Listed records:
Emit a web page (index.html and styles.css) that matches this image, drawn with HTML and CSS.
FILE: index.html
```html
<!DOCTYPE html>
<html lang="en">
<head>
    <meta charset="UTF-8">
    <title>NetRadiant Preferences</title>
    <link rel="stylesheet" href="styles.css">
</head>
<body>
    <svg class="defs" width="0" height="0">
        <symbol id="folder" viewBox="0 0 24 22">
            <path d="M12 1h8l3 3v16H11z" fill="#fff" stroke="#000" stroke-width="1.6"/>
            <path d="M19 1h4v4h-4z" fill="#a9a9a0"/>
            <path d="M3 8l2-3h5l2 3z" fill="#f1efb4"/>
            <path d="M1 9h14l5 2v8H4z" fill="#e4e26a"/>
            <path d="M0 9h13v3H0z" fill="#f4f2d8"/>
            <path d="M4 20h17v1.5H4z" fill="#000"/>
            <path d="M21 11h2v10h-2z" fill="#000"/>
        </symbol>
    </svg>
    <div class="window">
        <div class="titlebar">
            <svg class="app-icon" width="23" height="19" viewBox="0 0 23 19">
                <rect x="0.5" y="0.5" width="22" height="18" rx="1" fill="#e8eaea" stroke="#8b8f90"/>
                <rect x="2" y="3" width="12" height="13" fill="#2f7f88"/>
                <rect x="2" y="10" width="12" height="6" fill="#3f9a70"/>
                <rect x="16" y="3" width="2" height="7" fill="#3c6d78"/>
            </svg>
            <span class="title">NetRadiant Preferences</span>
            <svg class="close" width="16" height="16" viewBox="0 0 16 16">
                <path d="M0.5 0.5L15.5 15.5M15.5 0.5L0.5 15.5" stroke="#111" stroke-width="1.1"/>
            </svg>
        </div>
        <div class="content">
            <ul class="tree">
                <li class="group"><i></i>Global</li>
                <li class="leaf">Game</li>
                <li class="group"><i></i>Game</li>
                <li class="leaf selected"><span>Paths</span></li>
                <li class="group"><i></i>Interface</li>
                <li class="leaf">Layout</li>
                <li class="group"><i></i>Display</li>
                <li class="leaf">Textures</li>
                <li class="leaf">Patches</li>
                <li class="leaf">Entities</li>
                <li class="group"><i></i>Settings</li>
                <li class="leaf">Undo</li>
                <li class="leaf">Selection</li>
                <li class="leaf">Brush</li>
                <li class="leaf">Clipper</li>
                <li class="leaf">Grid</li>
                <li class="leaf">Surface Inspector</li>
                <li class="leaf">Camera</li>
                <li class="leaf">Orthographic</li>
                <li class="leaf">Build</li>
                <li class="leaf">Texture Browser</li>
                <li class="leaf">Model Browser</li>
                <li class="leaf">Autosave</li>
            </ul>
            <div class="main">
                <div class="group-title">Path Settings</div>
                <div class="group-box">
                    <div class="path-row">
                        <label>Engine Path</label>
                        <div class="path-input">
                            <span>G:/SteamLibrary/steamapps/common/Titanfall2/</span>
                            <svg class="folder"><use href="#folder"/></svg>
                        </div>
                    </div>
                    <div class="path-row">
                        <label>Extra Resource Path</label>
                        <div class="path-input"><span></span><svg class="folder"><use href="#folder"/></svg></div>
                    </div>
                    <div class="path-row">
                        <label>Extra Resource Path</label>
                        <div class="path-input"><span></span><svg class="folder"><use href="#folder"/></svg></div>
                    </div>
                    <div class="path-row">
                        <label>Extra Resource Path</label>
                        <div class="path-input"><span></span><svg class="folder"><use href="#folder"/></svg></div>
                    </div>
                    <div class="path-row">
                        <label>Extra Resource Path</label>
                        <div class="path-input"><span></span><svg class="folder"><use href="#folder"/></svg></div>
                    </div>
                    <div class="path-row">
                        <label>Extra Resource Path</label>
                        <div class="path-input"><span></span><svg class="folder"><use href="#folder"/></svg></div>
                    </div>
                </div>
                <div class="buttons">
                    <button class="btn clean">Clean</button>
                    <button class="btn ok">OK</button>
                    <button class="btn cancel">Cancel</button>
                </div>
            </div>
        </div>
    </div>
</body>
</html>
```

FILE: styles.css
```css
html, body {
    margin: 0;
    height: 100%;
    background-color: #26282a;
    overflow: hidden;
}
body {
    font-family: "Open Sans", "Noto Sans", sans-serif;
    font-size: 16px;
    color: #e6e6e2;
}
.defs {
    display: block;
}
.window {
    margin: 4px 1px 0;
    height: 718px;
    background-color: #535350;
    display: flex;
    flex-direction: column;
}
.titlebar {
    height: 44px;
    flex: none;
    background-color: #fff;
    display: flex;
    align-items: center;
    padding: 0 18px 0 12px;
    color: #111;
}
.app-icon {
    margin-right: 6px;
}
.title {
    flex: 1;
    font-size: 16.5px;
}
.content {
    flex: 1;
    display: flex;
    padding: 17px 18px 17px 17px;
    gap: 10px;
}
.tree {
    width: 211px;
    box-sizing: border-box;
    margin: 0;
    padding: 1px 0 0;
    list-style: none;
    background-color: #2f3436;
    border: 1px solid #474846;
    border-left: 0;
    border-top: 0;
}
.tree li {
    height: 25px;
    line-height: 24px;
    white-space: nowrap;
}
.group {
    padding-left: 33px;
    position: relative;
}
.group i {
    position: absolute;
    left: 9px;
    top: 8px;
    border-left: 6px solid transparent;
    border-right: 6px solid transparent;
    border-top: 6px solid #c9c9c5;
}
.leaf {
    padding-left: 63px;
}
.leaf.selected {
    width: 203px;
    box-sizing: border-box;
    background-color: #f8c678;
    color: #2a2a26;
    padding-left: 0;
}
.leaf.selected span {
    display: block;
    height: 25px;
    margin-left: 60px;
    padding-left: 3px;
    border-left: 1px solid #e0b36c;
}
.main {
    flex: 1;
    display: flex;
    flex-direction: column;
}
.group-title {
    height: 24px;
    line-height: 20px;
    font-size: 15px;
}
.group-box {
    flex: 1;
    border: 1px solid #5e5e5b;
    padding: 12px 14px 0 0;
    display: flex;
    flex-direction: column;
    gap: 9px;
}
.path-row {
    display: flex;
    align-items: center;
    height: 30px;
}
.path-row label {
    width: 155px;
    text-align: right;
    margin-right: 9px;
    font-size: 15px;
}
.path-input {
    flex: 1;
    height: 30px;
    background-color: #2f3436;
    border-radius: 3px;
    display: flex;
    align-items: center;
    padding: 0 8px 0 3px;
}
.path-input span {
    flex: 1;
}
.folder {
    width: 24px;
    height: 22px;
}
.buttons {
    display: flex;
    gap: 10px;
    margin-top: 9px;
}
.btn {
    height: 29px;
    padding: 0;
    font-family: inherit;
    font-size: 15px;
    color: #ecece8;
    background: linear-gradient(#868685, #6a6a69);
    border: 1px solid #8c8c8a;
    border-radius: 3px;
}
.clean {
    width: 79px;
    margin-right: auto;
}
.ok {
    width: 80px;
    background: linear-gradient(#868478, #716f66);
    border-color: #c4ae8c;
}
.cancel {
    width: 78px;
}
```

---

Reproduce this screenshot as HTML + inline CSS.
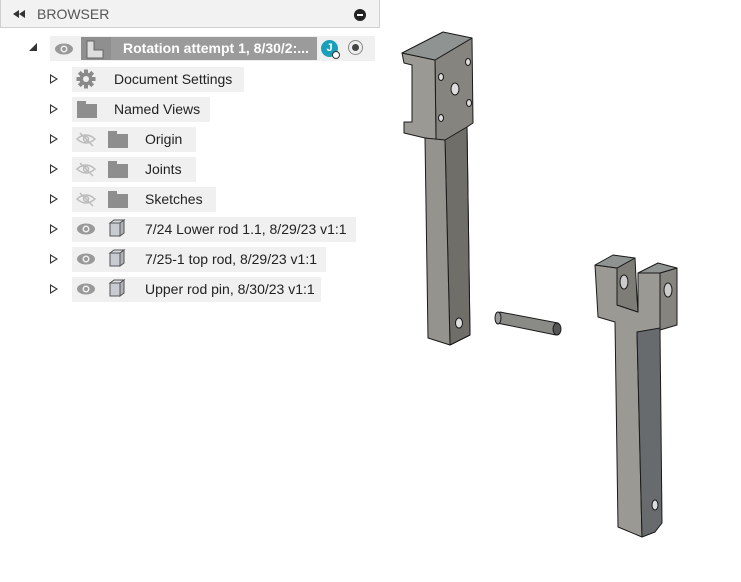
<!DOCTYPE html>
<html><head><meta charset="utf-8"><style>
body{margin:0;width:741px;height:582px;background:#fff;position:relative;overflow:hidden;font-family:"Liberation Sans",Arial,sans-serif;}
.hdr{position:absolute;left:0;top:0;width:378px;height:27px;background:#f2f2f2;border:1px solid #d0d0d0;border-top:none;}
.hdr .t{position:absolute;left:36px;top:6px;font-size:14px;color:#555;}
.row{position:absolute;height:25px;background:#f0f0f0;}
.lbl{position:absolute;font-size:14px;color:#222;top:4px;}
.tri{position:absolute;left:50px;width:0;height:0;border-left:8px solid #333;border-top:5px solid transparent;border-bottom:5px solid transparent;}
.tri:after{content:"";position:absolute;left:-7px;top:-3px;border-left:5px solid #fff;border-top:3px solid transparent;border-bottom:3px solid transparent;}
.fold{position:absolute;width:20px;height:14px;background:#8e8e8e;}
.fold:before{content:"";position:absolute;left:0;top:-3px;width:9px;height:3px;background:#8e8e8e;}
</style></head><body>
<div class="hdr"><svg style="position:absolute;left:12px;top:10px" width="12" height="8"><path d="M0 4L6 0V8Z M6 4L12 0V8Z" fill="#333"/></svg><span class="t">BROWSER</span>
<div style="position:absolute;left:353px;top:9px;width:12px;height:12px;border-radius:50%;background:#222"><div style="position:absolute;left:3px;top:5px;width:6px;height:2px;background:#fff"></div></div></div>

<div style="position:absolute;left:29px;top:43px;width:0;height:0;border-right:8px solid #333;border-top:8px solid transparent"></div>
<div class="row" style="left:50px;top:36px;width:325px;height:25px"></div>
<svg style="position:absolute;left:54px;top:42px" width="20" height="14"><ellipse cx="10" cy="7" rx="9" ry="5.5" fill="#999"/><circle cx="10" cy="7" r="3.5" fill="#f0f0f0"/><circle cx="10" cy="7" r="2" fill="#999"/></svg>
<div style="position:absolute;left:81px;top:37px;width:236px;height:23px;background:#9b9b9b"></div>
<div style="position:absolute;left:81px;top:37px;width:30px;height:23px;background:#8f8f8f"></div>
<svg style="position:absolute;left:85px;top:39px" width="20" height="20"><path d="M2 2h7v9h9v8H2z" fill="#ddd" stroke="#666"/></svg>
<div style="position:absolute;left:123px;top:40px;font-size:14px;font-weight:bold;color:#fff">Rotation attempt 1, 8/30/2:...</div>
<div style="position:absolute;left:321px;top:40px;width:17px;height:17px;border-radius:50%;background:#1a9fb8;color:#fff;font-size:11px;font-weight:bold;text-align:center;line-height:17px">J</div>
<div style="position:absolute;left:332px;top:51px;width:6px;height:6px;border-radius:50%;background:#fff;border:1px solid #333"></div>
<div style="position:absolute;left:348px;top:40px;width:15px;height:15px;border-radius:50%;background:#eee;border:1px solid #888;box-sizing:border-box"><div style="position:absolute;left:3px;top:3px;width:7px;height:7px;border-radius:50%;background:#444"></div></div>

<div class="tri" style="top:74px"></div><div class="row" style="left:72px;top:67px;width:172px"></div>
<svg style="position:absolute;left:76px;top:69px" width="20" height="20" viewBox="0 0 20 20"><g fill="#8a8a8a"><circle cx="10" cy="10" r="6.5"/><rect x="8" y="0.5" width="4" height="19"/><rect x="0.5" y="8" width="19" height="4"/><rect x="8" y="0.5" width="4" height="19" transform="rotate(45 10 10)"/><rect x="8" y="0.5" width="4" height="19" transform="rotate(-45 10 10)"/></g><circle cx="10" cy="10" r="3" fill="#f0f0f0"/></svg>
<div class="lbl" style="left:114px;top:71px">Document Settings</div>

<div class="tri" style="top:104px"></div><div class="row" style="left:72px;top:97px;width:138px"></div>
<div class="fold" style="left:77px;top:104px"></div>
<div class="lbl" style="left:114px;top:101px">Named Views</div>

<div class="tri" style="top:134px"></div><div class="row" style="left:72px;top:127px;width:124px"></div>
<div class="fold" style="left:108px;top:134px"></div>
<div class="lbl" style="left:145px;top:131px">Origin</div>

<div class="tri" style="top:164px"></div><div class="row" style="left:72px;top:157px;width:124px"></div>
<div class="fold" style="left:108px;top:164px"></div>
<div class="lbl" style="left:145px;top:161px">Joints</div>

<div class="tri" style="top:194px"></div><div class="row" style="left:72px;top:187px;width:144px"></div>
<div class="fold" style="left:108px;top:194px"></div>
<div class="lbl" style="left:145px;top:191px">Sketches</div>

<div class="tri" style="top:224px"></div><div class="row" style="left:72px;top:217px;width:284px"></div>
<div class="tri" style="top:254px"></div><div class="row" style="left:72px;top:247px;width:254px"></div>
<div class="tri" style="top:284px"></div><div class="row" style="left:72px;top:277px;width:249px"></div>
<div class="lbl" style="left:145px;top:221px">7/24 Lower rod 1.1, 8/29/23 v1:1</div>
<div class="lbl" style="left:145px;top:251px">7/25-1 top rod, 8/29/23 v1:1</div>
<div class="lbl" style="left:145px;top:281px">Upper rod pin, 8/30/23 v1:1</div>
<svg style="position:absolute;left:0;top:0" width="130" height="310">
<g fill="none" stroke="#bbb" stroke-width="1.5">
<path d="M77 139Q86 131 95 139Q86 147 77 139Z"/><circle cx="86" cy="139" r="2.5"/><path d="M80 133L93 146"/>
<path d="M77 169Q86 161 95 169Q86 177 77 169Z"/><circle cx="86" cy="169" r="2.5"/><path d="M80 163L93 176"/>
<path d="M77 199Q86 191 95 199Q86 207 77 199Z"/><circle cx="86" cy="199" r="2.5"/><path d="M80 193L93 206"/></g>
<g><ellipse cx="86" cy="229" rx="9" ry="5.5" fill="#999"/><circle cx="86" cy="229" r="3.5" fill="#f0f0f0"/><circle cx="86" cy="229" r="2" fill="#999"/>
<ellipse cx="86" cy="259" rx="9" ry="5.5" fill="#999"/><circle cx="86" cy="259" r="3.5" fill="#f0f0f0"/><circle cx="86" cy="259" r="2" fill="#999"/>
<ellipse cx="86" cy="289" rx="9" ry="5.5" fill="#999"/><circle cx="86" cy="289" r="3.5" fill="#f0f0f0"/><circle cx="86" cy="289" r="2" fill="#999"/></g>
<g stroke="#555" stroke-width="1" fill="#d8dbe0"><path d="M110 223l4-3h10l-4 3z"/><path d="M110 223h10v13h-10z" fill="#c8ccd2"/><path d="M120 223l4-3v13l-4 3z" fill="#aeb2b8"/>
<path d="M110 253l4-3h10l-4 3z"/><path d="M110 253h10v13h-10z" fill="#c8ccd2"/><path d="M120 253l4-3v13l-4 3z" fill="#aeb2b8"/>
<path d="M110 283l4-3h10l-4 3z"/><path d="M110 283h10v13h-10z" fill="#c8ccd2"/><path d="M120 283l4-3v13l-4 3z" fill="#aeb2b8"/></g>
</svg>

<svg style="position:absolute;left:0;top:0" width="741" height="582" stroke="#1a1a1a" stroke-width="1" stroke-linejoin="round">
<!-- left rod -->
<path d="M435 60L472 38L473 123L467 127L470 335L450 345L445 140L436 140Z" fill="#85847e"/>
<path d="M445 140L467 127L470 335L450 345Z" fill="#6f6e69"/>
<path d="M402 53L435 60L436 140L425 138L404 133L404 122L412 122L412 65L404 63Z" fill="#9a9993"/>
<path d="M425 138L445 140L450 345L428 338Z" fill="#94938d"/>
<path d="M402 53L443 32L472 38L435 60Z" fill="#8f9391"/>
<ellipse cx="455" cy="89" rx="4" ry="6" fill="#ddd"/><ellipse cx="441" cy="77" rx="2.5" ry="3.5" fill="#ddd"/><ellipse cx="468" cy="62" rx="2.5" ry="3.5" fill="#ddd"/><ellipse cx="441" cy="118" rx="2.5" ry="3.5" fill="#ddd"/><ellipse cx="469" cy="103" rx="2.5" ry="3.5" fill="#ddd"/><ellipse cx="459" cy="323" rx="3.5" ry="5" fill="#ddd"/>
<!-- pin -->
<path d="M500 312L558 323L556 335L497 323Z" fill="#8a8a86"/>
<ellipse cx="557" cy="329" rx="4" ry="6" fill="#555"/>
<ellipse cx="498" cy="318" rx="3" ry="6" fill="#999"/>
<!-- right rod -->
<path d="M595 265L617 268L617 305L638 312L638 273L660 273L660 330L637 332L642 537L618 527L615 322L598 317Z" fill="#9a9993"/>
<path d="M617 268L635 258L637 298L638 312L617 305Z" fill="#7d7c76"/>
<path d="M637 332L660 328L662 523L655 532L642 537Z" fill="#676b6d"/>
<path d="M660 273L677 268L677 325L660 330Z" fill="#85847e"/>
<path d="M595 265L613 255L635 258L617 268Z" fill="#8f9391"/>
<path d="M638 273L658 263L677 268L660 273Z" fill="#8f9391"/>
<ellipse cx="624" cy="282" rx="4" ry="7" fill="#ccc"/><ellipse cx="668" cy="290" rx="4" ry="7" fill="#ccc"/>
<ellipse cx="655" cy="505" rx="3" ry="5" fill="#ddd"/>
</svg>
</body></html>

* * *

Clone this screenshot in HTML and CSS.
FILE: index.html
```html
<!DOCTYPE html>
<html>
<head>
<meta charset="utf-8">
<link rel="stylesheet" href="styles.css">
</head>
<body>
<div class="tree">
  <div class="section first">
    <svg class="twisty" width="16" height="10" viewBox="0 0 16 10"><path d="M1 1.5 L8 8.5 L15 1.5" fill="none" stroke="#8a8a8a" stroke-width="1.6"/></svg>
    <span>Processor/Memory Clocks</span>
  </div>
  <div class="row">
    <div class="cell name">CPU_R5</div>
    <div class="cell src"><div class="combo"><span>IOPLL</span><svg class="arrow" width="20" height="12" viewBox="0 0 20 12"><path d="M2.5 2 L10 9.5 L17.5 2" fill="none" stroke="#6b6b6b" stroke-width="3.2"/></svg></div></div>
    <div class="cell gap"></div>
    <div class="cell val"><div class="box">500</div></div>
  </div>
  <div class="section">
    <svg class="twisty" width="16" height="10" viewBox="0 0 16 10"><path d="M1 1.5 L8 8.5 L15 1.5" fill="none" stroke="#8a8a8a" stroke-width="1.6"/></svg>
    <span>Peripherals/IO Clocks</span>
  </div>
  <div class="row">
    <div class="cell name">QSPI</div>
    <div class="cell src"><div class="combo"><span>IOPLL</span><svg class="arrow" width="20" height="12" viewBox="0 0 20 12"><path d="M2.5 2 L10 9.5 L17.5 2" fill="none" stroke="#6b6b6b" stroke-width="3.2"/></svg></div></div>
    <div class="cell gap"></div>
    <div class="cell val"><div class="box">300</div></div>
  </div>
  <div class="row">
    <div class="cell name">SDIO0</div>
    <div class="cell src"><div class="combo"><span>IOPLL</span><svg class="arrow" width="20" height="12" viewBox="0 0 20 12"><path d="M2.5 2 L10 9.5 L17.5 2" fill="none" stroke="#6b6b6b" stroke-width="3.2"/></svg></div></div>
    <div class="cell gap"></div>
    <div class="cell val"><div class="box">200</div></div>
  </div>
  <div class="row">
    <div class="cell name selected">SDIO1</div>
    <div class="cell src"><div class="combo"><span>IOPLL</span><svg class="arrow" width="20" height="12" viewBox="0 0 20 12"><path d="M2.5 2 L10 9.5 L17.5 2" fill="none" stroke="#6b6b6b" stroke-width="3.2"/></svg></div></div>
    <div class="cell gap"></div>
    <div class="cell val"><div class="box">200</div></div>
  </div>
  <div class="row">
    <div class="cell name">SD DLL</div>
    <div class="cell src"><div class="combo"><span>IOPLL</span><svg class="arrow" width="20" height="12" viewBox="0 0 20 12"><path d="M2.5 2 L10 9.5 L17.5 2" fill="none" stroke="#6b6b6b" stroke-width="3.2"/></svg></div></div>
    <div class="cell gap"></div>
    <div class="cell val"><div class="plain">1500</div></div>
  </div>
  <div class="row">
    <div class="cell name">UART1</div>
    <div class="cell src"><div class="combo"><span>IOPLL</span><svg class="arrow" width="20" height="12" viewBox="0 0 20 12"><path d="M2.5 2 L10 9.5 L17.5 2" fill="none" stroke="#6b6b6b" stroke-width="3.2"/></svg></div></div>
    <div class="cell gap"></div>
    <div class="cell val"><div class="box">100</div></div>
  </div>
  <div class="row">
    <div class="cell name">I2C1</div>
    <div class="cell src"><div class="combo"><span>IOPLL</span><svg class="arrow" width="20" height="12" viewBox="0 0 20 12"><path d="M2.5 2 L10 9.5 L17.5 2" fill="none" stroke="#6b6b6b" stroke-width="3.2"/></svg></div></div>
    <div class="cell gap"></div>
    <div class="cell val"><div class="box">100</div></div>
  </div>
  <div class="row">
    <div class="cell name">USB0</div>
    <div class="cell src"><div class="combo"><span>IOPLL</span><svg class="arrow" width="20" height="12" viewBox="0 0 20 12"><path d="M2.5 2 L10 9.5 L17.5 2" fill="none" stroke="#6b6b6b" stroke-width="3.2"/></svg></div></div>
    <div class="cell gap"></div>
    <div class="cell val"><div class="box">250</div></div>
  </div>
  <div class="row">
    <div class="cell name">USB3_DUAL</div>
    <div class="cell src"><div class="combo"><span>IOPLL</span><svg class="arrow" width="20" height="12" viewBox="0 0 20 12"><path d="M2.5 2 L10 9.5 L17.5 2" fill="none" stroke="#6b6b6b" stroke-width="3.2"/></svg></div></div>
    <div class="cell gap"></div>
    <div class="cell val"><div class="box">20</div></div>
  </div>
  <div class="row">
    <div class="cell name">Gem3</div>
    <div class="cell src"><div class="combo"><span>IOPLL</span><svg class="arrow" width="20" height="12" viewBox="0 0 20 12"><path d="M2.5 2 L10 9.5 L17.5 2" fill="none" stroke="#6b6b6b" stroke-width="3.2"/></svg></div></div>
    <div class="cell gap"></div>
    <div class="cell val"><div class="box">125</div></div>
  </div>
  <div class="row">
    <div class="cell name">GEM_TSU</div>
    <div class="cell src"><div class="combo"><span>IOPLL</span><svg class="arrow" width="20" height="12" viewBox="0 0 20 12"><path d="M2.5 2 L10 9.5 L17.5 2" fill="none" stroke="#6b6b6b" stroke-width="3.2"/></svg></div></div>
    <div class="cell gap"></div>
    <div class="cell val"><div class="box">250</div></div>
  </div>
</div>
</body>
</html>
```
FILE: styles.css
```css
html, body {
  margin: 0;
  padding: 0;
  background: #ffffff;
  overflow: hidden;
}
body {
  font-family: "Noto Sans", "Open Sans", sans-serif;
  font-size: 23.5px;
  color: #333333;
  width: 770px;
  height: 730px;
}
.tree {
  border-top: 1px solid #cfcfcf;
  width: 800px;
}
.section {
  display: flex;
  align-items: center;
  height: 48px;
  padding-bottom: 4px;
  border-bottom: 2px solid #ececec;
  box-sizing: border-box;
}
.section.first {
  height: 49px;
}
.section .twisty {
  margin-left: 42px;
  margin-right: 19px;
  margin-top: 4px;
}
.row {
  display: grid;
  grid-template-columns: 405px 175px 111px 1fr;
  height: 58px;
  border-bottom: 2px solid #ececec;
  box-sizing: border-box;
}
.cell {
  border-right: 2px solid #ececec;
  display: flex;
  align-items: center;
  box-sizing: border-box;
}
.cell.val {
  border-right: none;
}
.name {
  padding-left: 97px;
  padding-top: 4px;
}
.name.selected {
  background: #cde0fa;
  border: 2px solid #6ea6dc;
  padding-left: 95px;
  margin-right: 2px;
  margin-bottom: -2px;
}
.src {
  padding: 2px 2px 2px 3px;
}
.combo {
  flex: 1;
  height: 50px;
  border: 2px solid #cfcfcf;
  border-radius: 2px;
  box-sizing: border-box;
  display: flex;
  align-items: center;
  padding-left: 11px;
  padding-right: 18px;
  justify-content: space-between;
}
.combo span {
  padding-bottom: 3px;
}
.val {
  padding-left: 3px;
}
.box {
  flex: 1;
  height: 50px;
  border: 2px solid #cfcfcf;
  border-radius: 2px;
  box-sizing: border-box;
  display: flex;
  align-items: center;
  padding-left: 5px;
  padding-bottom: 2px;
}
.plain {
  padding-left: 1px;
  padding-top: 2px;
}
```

Brief: The required answer is a single number: the count of lines in the entries that hold the string "this".

Final result: 3